Israeli authorities said Tuesday they have arrested a Palestinian employee in Gaza of Turkey's international aid agency TIKA on accusations of diverting its project funds to Hamas.
It was the third such arrest in recent months by Israel, with a UN worker and the Gaza head of Christian charity World Vision having previously been accused of aiding Hamas, the Islamist movement that runs the Gaza Strip.
Israel's domestic security agency Shin Bet said Muhammad Murtaja, coordinator of the Gaza branch of the Turkish Cooperation and Coordination Agency (TIKA), was arrested last month.
It said he had duped TIKA, with the agency run by the office of Turkish Prime Minister Binali Yildirim unaware of his activities.
"The investigation showed that Murtaja deceived TIKA by misusing the organisation’s resources and funds, which were intended for substantial humanitarian projects in the Gaza Strip, by diverting them to Hamas's military wing," Shin Bet said in a statement.
"This fraud was carried out in collusion with the senior ranks of Hamas in Gaza, headed by Ismail Haniya," it added, referring to Hamas's former top leader in Gaza.

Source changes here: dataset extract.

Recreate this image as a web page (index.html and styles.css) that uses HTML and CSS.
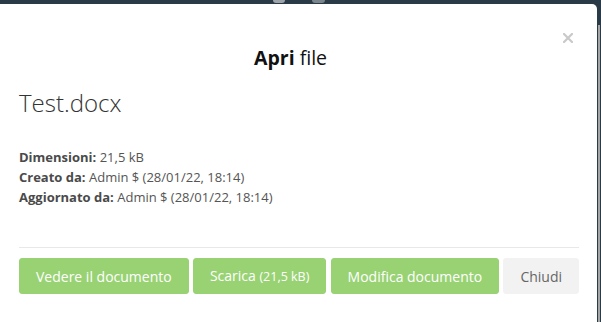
FILE: index.html
```html
<!DOCTYPE html>
<html lang="it">
<head>
    <meta charset="UTF-8">
    <meta name="viewport" content="width=device-width, initial-scale=1.0">
    <title>Apri file</title>
    <link rel="stylesheet" href="styles.css">
</head>
<body>

    <div class="topbar">
        <span class="peek peek-a"></span>
        <span class="peek peek-b"></span>
    </div>

    <div class="page">
        <div class="modal">
            <button class="close" aria-label="Chiudi">
                <svg width="10" height="10" viewBox="0 0 10 10"><path d="M1 1 L9 9 M9 1 L1 9" stroke="#c9c9c9" stroke-width="2.2" stroke-linecap="square"/></svg>
            </button>

            <div class="modal-header">
                <h4><strong>Apri</strong> file</h4>
            </div>

            <div class="modal-body">
                <h2 class="file-name">Test.docx</h2>
                <p><strong>Dimensioni:</strong> 21,5 kB</p>
                <p><strong>Creato da:</strong> Admin $ (28/01/22, 18:14)</p>
                <p><strong>Aggiornato da:</strong> Admin $ (28/01/22, 18:14)</p>
            </div>

            <div class="modal-footer">
                <button class="btn btn-green">Vedere il documento</button>
                <button class="btn btn-green">Scarica <small>(21,5 kB)</small></button>
                <button class="btn btn-green">Modifica documento</button>
                <button class="btn btn-light">Chiudi</button>
            </div>
        </div>

        <div class="scrollbar"><div class="thumb"></div></div>
    </div>

</body>
</html>
```

FILE: styles.css
```css
* {
    box-sizing: border-box;
}

html, body {
    height: 100%;
}

body {
    margin: 0;
    background: #2a3a46;
    font-family: "Open Sans", Arial, sans-serif;
    display: flex;
    flex-direction: column;
    overflow: hidden;
}

.topbar {
    height: 4px;
    display: flex;
    padding-left: 273px;
    gap: 27px;
}

.peek {
    display: block;
    height: 3px;
    background: #9ea5aa;
    border-radius: 0 0 3px 3px;
}

.peek-a { width: 12px; }
.peek-b { width: 13px; background: #7b858c; }

.page {
    flex: 1;
    display: flex;
}

.modal {
    flex: 1;
    position: relative;
    background: #fff;
    border-top-right-radius: 5px;
    padding: 0 18px 0 19px;
}

.scrollbar {
    width: 4px;
    padding: 21px 1px 0 1px;
}

.thumb {
    height: 100%;
    background: #a6a6a6;
}

.close {
    position: absolute;
    top: 29px;
    right: 24px;
    padding: 0;
    border: none;
    background: none;
    line-height: 0;
    cursor: pointer;
}

.modal-header {
    padding: 41px 17px 0 0;
    text-align: center;
}

.modal-header h4 {
    margin: 0;
    font-size: 19.5px;
    line-height: 26px;
    font-weight: normal;
    color: #111;
}

.modal-header strong {
    font-weight: 700;
}

.file-name {
    margin: 16px 0 28px;
    font-size: 24px;
    line-height: 32px;
    font-weight: 300;
    color: #333;
}

.modal-body p {
    margin: 0;
    font-size: 13px;
    line-height: 20px;
    color: #555;
}

.modal-body strong {
    color: #4a4a4a;
    font-weight: 700;
}

.modal-footer {
    margin-top: 40px;
    border-top: 1px solid #e8e8e8;
    padding-top: 10px;
    display: flex;
    justify-content: space-between;
}

.btn {
    font-family: inherit;
    font-size: 14px;
    line-height: 19px;
    padding: 7px 16px;
    border: 1px solid transparent;
    border-radius: 3px;
    white-space: nowrap;
    cursor: pointer;
}

.btn small {
    font-size: 12.5px;
}

.btn-green {
    background: #98d273;
    border-color: #98d273;
    color: #fff;
}

.btn-light {
    background: #f2f2f2;
    border-color: #f2f2f2;
    color: #666;
}
```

Hamas spokesman Fawzi Barhoum said the accusations were false and part of an effort by Israel to "strengthen the blockade on the Gaza Strip" by "terrorising international organisations so that they stop helping Gazans".
Turkish foreign ministry spokesman Huseyin Muftuoglu said "a request for information was sent to the Israeli authorities" and that the presumption of innocence until proven guilty must be respected.
"TIKA will continue, with care and selflessness, to carry out its projects to alleviate the pain being experienced by the whole of the Palestinian people, including in Gaza, as part of the 50-year occupation," since the Jewish state was established, the statement said.
More than two-thirds of Gaza's two million people depend on some form of foreign aid, with the Palestinian enclave hit by three wars against Israel since 2008 and under an Israeli blockade for a decade.
UN officials have called for the blockade to be lifted, citing deteriorating humanitarian conditions.
Israel says it is needed to stop Hamas from importing weapons or materials that could be used to make them.
Shin Bet alleged Murtaja, around 40, had been active in Hamas's military wing, the Ezzedine al-Qassam Brigades, since 2009.
"His activity included... military training and exercises, manufacturing weapons and explosive devices and digging terror tunnels," it said.
It also alleged that "Murtaja’s trip via Israel to receive training from TIKA, which led to his arrest for interrogation, was also intended to allow him to acquire information that would improve the accuracy of Hamas rockets being launched at Israel."
Separately, Shin Bet accused a Turkish NGO, the Humanitarian Relief Foundation (IHH), of helping "to directly fund the activities of the Hamas military wing".
Turkey and Israel recently restored diplomatic ties after a six-year rift.
Ties were damaged after Israeli commandos killed 10 Turkish activists aboard a Gaza-bound aid ship in 2010, sparking an unprecedented feud.
IHH organised the bid to break the Israeli blockade.
The rift between the one-time key allies ended in June last year after long-running secret talks.
In September, Israel paid $20 million in compensation and offered an apology over the raid while also granting Turkey permission to send aid to Gaza.